Extremely preterm neonates survive at increasingly early gestation periods thanks to the advances made in intensive care in the past decades. However, babies born more than 13 weeks prematurely run a serious risk of brain damage, autism, ADHD and learning difficulties. They are exposed to numerous stress factors during a period critical to brain development, and it is possible that this plays a key part in the development of autism spectrum disorder (ASD).
In this present study, the researchers examined over 100 babies who had been born extremely prematurely (i.e. before week 27, the beginning of the third trimester). With the parents' permission they studied the growth of the babies' brains using magnetic resonance imaging during the neonate period, and then screened the children for autistic features when they had reached the age of six.
"We were surprised by how many - almost 30 per cent - of the extremely preterm-born children had developed ASD symptoms," says Ulrika Ådén, researcher at the Department of Women's and Children's Health at Karolinska Institutet and neonatologist at the Neonatology clinic at Karolinska University Hospital in Sweden. "Amongst children born after full term pregnancy, the corresponding figure is 1 per cent."
The researchers found that it was more common in the group of children who had developed ASD for there to have been complications during the neonate period, such as surgery, than it was amongst their prematurely born peers who had not developed ASD. Already in the neonatal period, long before the children had manifested signs of autism, differences could be observed between the extremely preterm babies who went on to develop ASD and those who did not, with diminished growth of the parts of the brain involved in social contact, empathy and language acquisition - functions that are impaired in autistic children.
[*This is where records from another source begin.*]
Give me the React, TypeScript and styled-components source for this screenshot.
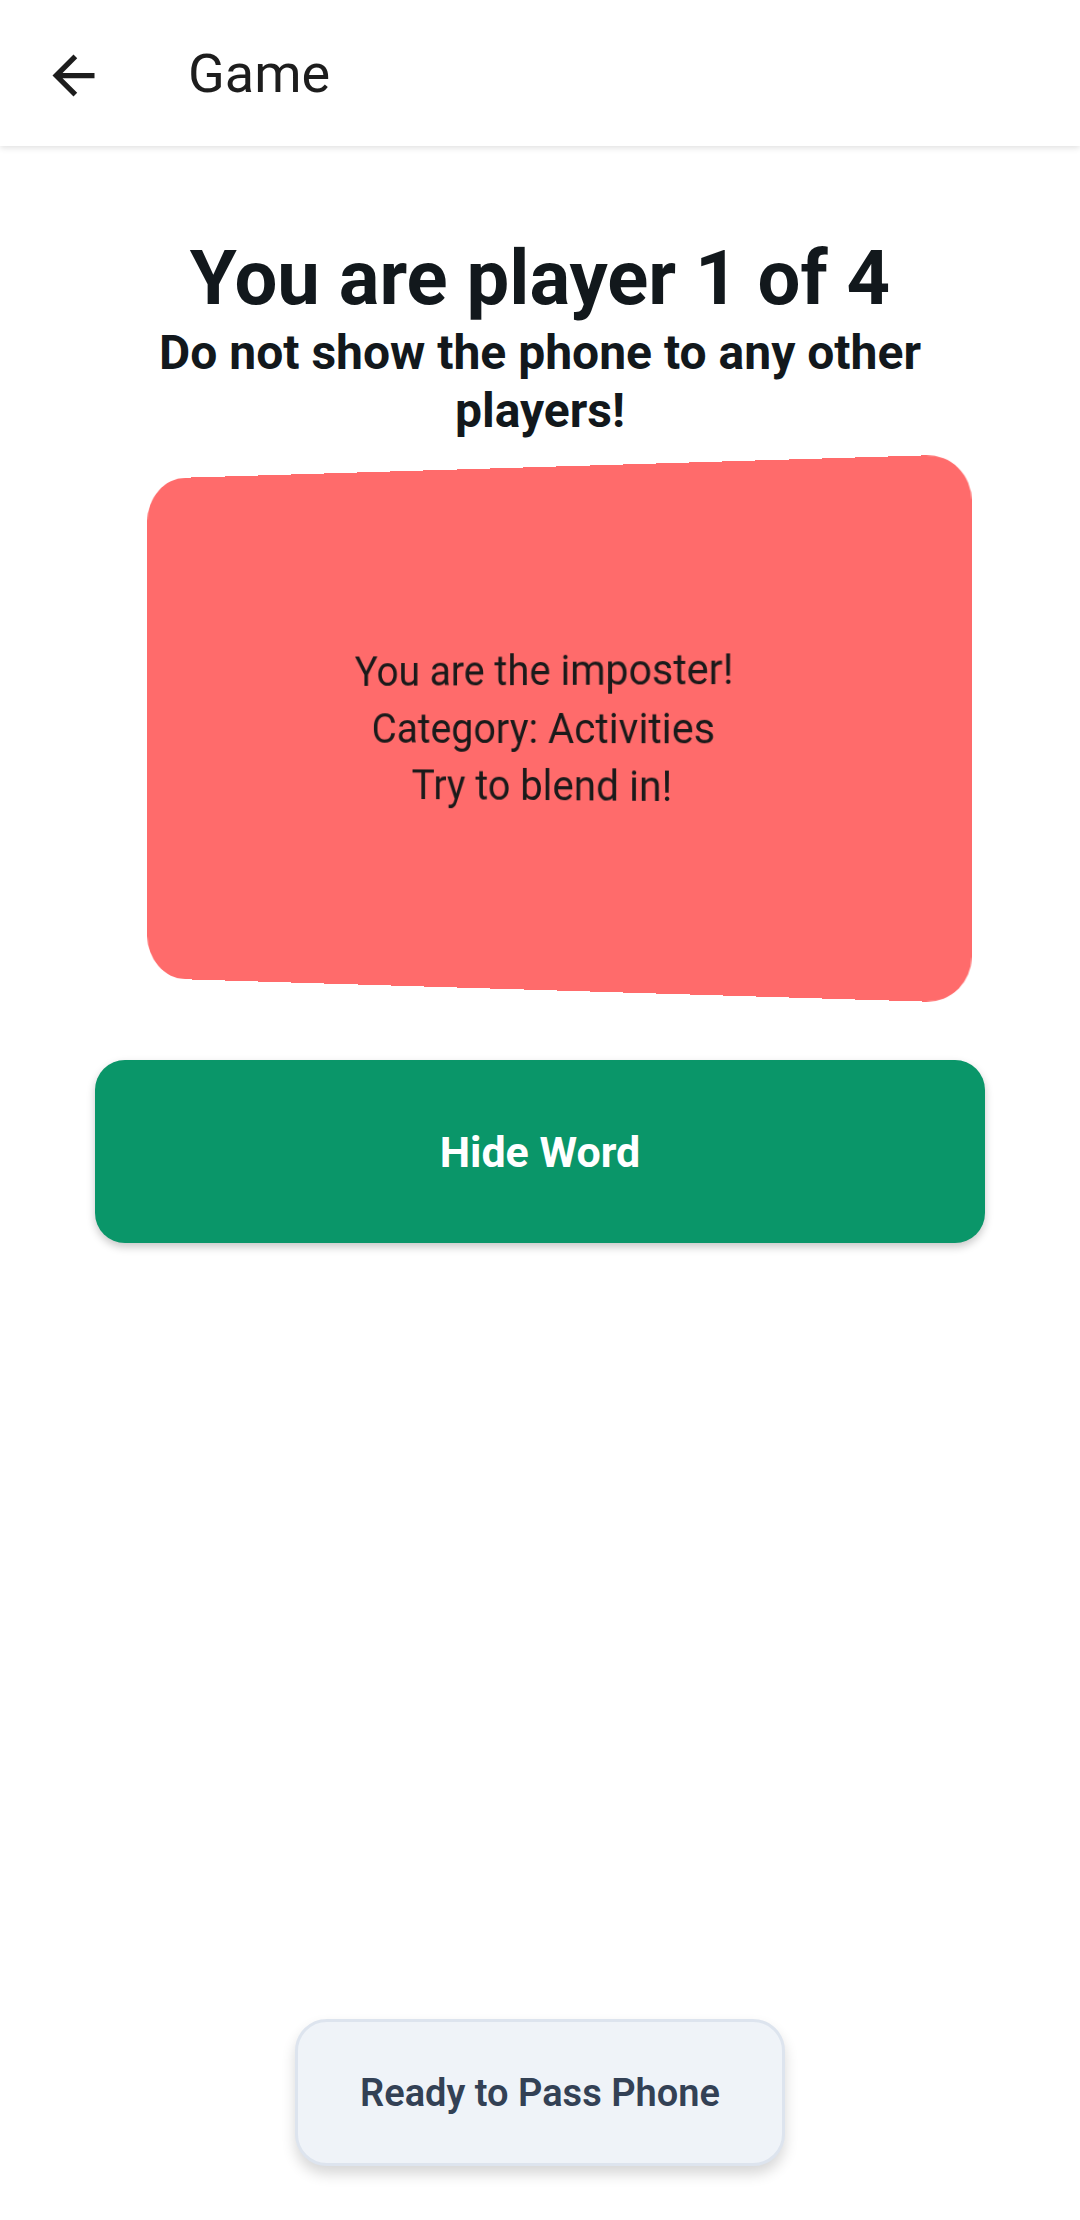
import React from "react";
import styled, { createGlobalStyle } from "styled-components";

const Global = createGlobalStyle`
  html, body {
    margin: 0;
    padding: 0;
    background: #ffffff;
    font-family: Roboto, "Noto Sans", "Liberation Sans", sans-serif;
  }
  * { box-sizing: border-box; }
`;

const Screen = styled.div`
  min-height: 2220px;
  display: flex;
  flex-direction: column;
  background: #ffffff;
`;

const TopBar = styled.header`
  height: 146px;
  display: flex;
  align-items: center;
  padding-left: 42px;
  background: #ffffff;
  box-shadow: 0 2px 6px rgba(0, 0, 0, 0.12);
  position: relative;
  z-index: 2;
`;

const BackButton = styled.button`
  width: 63px;
  height: 63px;
  padding: 0;
  border: none;
  background: transparent;
  display: flex;
  align-items: center;
  justify-content: center;
  margin-top: 4px;
  svg { display: block; }
`;

const BarTitle = styled.h1`
  margin: 0 0 0 83px;
  font-size: 54px;
  font-weight: 400;
  color: #1d1d1d;
  letter-spacing: 0;
`;

const Main = styled.main`
  flex: 1;
  display: flex;
  flex-direction: column;
  align-items: center;
  padding: 86px 95px 0;
`;

const Heading = styled.h2`
  margin: 0;
  font-size: 76px;
  line-height: 92px;
  font-weight: 700;
  color: #12181c;
  text-align: center;
`;

const Warning = styled.p`
  margin: 0;
  font-size: 48px;
  line-height: 58px;
  font-weight: 700;
  color: #12181c;
  text-align: center;
`;

const CardStage = styled.div`
  width: 100%;
  margin-top: 27px;
  display: flex;
  justify-content: center;
  perspective: 3124px;
`;

const RoleCard = styled.div<{ $tone: string }>`
  width: 874px;
  height: 523px;
  border-radius: 44px;
  background: ${(p) => p.$tone};
  transform: rotateY(-19.8deg);
  display: flex;
  flex-direction: column;
  align-items: center;
  justify-content: center;
  text-align: center;
`;

const CardLine = styled.div`
  font-size: 42.5px;
  line-height: 57.5px;
  font-weight: 400;
  color: #1a1a1a;
`;

const PrimaryButton = styled.button`
  margin-top: 70px;
  width: 100%;
  height: 183px;
  border: none;
  border-radius: 30px;
  background: #0a9669;
  color: #ffffff;
  font-family: inherit;
  font-size: 43px;
  font-weight: 700;
  box-shadow: 0 4px 8px rgba(0, 0, 0, 0.22);
`;

const Footer = styled.footer`
  display: flex;
  justify-content: center;
  padding-bottom: 54px;
`;

const SecondaryButton = styled.button`
  width: 490px;
  height: 147px;
  border: 3px solid #dde4ee;
  border-radius: 32px;
  background: #eff3f8;
  color: #334155;
  font-family: inherit;
  font-size: 38px;
  font-weight: 600;
  box-shadow: 0 8px 14px rgba(0, 0, 0, 0.16);
`;

const ArrowBack = () => (
  <svg width="63" height="63" viewBox="0 0 24 24" fill="#1d1d1d">
    <path d="M20 11H7.83l5.59-5.59L12 4l-8 8 8 8 1.41-1.41L7.83 13H20v-2z" />
  </svg>
);

export default function App() {
  const lines = ["You are the imposter!", "Category: Activities", "Try to blend in!"];
  return (
    <>
      <Global />
      <Screen>
        <TopBar>
          <BackButton aria-label="Back">
            <ArrowBack />
          </BackButton>
          <BarTitle>Game</BarTitle>
        </TopBar>
        <Main>
          <Heading>You are player 1 of 4</Heading>
          <Warning>Do not show the phone to any other players!</Warning>
          <CardStage>
            <RoleCard $tone="#ff6b6b">
              {lines.map((l) => (
                <CardLine key={l}>{l}</CardLine>
              ))}
            </RoleCard>
          </CardStage>
          <PrimaryButton>Hide Word</PrimaryButton>
        </Main>
        <Footer>
          <SecondaryButton>Ready to Pass Phone</SecondaryButton>
        </Footer>
      </Screen>
    </>
  );
}
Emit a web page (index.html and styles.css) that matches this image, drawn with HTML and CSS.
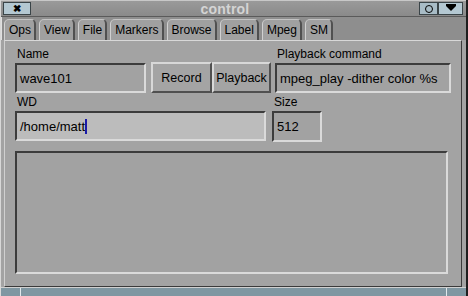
FILE: index.html
```html
<!DOCTYPE html>
<html>
<head>
<meta charset="utf-8">
<link rel="stylesheet" href="styles.css">
</head>
<body>
<div class="window">
  <div class="titlebar">
    <div class="tbtn close">&#x2716;</div>
    <div class="title">control</div>
    <div class="tbtn circle"><span class="ring"></span></div>
    <div class="tbtn menu"><span class="tri"></span></div>
  </div>
  <div class="tabs">
    <div class="tab">Ops</div>
    <div class="tab">View</div>
    <div class="tab">File</div>
    <div class="tab">Markers</div>
    <div class="tab">Browse</div>
    <div class="tab">Label</div>
    <div class="tab">Mpeg</div>
    <div class="tab">SM</div>
  </div>
  <div class="panel">
    <div class="row1">
      <div class="field-group name-group">
        <div class="label">Name</div>
        <div class="entry name">wave101</div>
      </div>
      <div class="buttons">
        <div class="btn rec">Record</div>
        <div class="btn play">Playback</div>
      </div>
      <div class="field-group cmd-group">
        <div class="label">Playback command</div>
        <div class="entry cmd">mpeg_play -dither color %s</div>
      </div>
    </div>
    <div class="row2">
      <div class="field-group wd-group">
        <div class="label">WD</div>
        <div class="entry wd">/home/matt<span class="cursor"></span></div>
      </div>
      <div class="field-group size-group">
        <div class="label">Size</div>
        <div class="entry size">512</div>
      </div>
    </div>
    <div class="textarea"></div>
  </div>
  <div class="statusbar">
    <div class="sb-left"></div>
    <div class="sb-mid"></div>
    <div class="sb-right"></div>
  </div>
</div>
</body>
</html>
```
FILE: styles.css
```css
* { box-sizing: border-box; }
html, body { margin: 0; padding: 0; background: #a2a2a2; }
body { font-family: "Liberation Sans", Arial, sans-serif; font-size: 12px; color: #000; }
.window {
  width: 468px; height: 296px;
  background: #a3a3a3;
  display: flex; flex-direction: column;
  border-right: 2px solid #1e1e1e;
  border-left: 1px solid #d8d8d8;
}
.titlebar {
  height: 17px;
  display: flex; align-items: center;
  background: linear-gradient(#9a9a9a, #8a8a8a);
  border-top: 1px solid #c8c8c8;
  border-bottom: 1px solid #5a5a5a;
  padding: 0 3px 0 2px;
}
.tbtn {
  height: 13px;
  background: #b4c8d2;
  border: 1px solid #3a4448;
  display: flex; align-items: center; justify-content: center;
  font-size: 10px; line-height: 1;
}
.close { width: 28px; color: #000; font-weight: bold; }
.title {
  flex: 1; text-align: center;
  font-weight: bold; font-size: 14px; color: #d4d4d4;
  letter-spacing: 0.2px;
}
.circle { width: 19px; background: #a8bcc6; }
.ring { width: 8px; height: 8px; border: 1px solid #000; border-radius: 50%; }
.menu { width: 25px; }
.tri { width: 0; height: 0; border-left: 5px solid transparent; border-right: 5px solid transparent; border-top: 5px solid #000; box-shadow: 0 -2px 0 #000; }
.tabs {
  height: 23px;
  display: flex; align-items: flex-end;
  padding-left: 2px;
  background: #8e8e8e;
  gap: 3px;
  border-left: 1px solid #e0e0e0;
}
.tab {
  height: 21px;
  padding: 0 3px 0 4px;
  background: #a0a0a0;
  border-top: 1px solid #c4c4c4;
  border-left: 1px solid #d0d0d0;
  border-right: 2px solid #505050;
  border-radius: 5px 5px 0 0;
  display: flex; align-items: center;
  font-size: 12px;
}
.panel {
  flex: 1;
  margin-left: 3px; margin-right: 4px;
  border-top: 1px solid #d8d8d8;
  border-left: 1px solid #d0d0d0;
  border-right: 1px solid #3a3a3a;
  border-bottom: 1px solid #3a3a3a;
  background: #a3a3a3;
  padding: 4px 6px 0 10px;
  display: flex; flex-direction: column;
}
.label { height: 18px; line-height: 18px; font-size: 12px; padding-left: 2px; }
.entry {
  height: 30px;
  border-top: 2px solid #3c3c3c;
  border-left: 2px solid #3c3c3c;
  border-right: 2px solid #dadada;
  border-bottom: 2px solid #dadada;
  background: #a2a2a2;
  display: flex; align-items: center;
  padding-left: 3px;
  font-size: 13px;
}
.row1 { display: flex; align-items: flex-end; }
.name-group { width: 131px; }
.buttons { display: flex; margin-left: 5px; margin-right: 4px; }
.btn {
  height: 31px;
  border-top: 2px solid #d8d8d8;
  border-left: 2px solid #d8d8d8;
  border-right: 2px solid #505050;
  border-bottom: 2px solid #505050;
  display: flex; align-items: center; justify-content: center;
  font-size: 12.5px;
  background: #a4a4a4;
}
.rec { width: 61px; }
.play { width: 59px; }
.cmd-group { flex: 1; margin-right: 4px; }
.row2 { display: flex; }
.wd-group { width: 251px; }
.wd { background: #bcbcbc; }
.cursor { display: inline-block; width: 2px; height: 15px; background: #1a1aa8; }
.size-group { margin-left: 6px; width: 50px; }
.size { height: 31px; }
.textarea {
  margin-top: 9px;
  height: 123px;
  margin-right: 7px;
  border-top: 2px solid #3c3c3c;
  border-left: 2px solid #3c3c3c;
  border-right: 2px solid #dadada;
  border-bottom: 2px solid #dadada;
  background: #a2a2a2;
}
.statusbar {
  height: 9px;
  display: flex;
  background: #7f97a2;
  border-top: 1px solid #d0d0d0;
}
.sb-left { width: 20px; border-right: 1px solid #e0e8ec; }
.sb-mid { flex: 1; }
.sb-right { width: 20px; border-left: 1px solid #e0e8ec; }
```
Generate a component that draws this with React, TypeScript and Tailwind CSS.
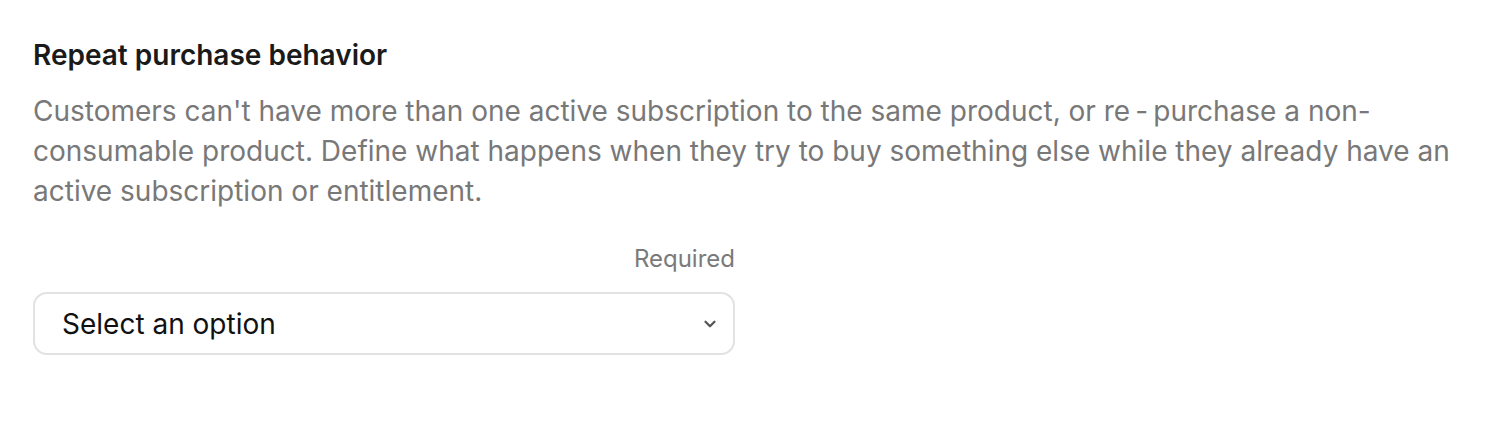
import React from "react";

export default function App() {
  return (
    <div className="min-h-screen bg-white px-[33px] pt-[37px] font-['Inter',sans-serif]">
      <h2 className="text-[28px] leading-[36px] font-semibold text-[#1a1a1a]">Repeat purchase behavior</h2>
      <p className="mt-[18px] text-[28px] leading-[40px] text-[#787878]">
        Customers can't have more than one active subscription to the same product, or re{"\u202F-\u202F"}purchase a non-consumable product.
        Define what happens when they try to buy something else while they already have an active subscription or entitlement.
      </p>
      <div className="mt-[32px] w-[702px]">
        <div className="text-right text-[24px] leading-[32px] text-[#7a7a7a]">Required</div>
        <div className="mt-[17px] flex h-[63px] items-center justify-between rounded-[14px] border-2 border-[#e2e2e2] pl-[27px] pr-[14px]">
          <span className="text-[28px] text-[#111]">Select an option</span>
          <svg width="18" height="18" viewBox="0 0 16 16" fill="none">
            <path d="M4 6l4 4 4-4" stroke="#555" strokeWidth="2" strokeLinecap="round" strokeLinejoin="round" />
          </svg>
        </div>
      </div>
    </div>
  );
}
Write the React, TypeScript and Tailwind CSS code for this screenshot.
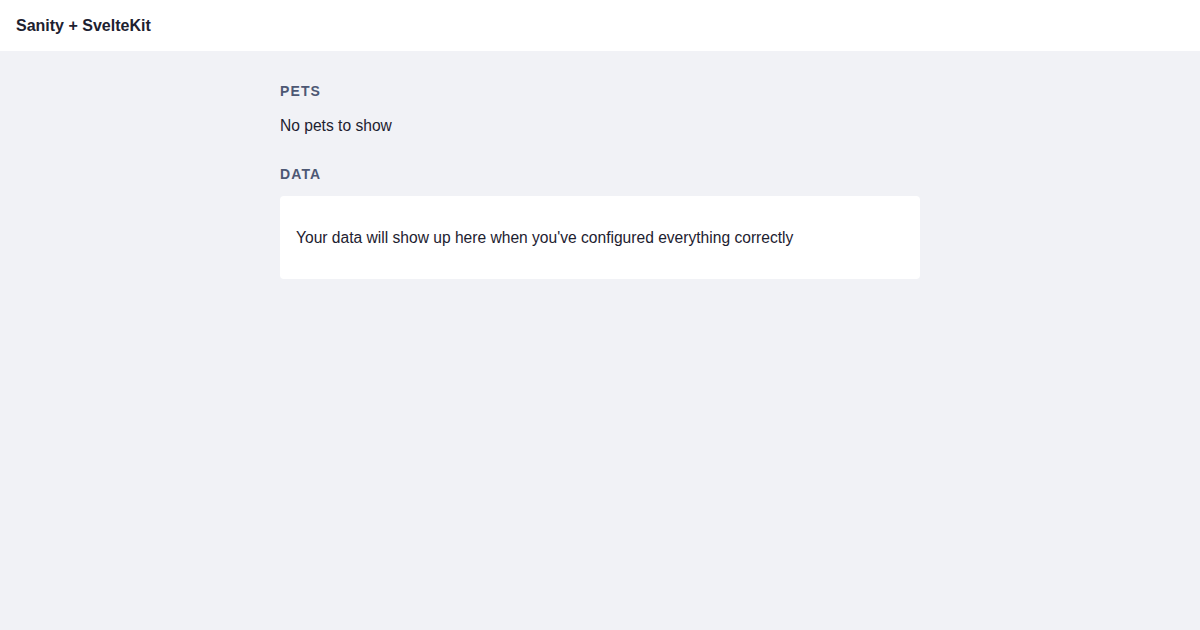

Autism is generally attributed to genetic factors, even if no specific autism gene has been identified. This new study supports previous findings indicating that birth weight and complications can increase the risk of autism.
"Our study shows that environmental factors can also cause autism," says Dr Ådén. "The brain grows best in the womb, and if the developmental environment changes too early to a life in the atmosphere, it can disrupt the organisation of cerebral networks. With new therapeutic regimes to stimulate the development of such babies and avoid stress, maybe we can reduce the risk of their developing ASD."